Social media slang aside, real life is perhaps inherently based on transdisciplinary interaction. Transdisciplinarity became expressed in the when and how of voicing opinions, in the excitement in our voices and in the way we critically and selectively chose what to say when in a big group or one to one. This is maybe the point of research on housing matters that are most definitely not going to be addressed by researchers in academic vacuums. When I saw us as a group in the lecture room, turning towards each other in a spontaneous moment of heated debate, we were directly engaging with each other, stretching and testing conceptual and philosophical boundaries.

 

Similarly, walking, seeing, listening and then talking about our environment was an emotional learning process during the social housing visit of the Marvila district that was directly engaging with certain boundaries.
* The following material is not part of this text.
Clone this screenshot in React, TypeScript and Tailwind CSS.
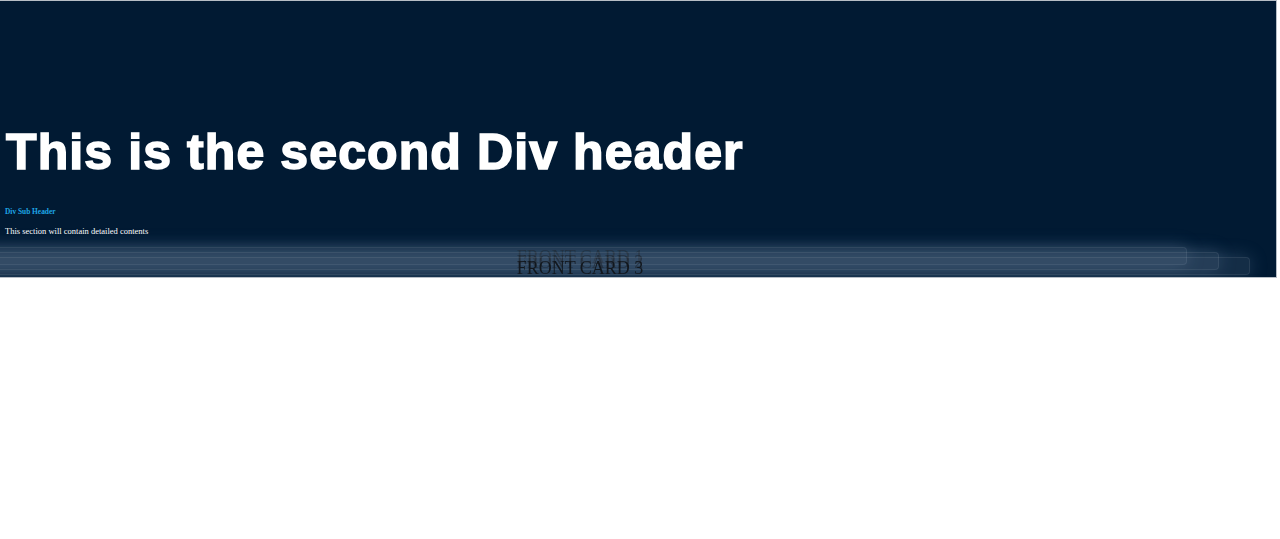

I remember feeling a strong sense of awareness of being an outsider, a researcher with a purpose but somewhat distant from the daily routines of peoples' lives that we were casually observing. The boundaries that we were crossing were now not so much disciplinary, but spatial, physical and perhaps more personal. What does housing mean for the people living in it, how is it performed and by whom is it shaped? We were now in the results of previous accomplishments and failures, not above them. We are beginning to splash “in the murky waters and messiness of local struggles and conflicts” (Kaika, 2018) and perhaps this is where transdisciplinarity is necessarily practiced.

 

 

 

Kaika, M. (2018). Between the frog and the eagle: claiming a ‘Scholarship of Presence’for the Anthropocene. European Planning Studies, 26(9), 1714-1727.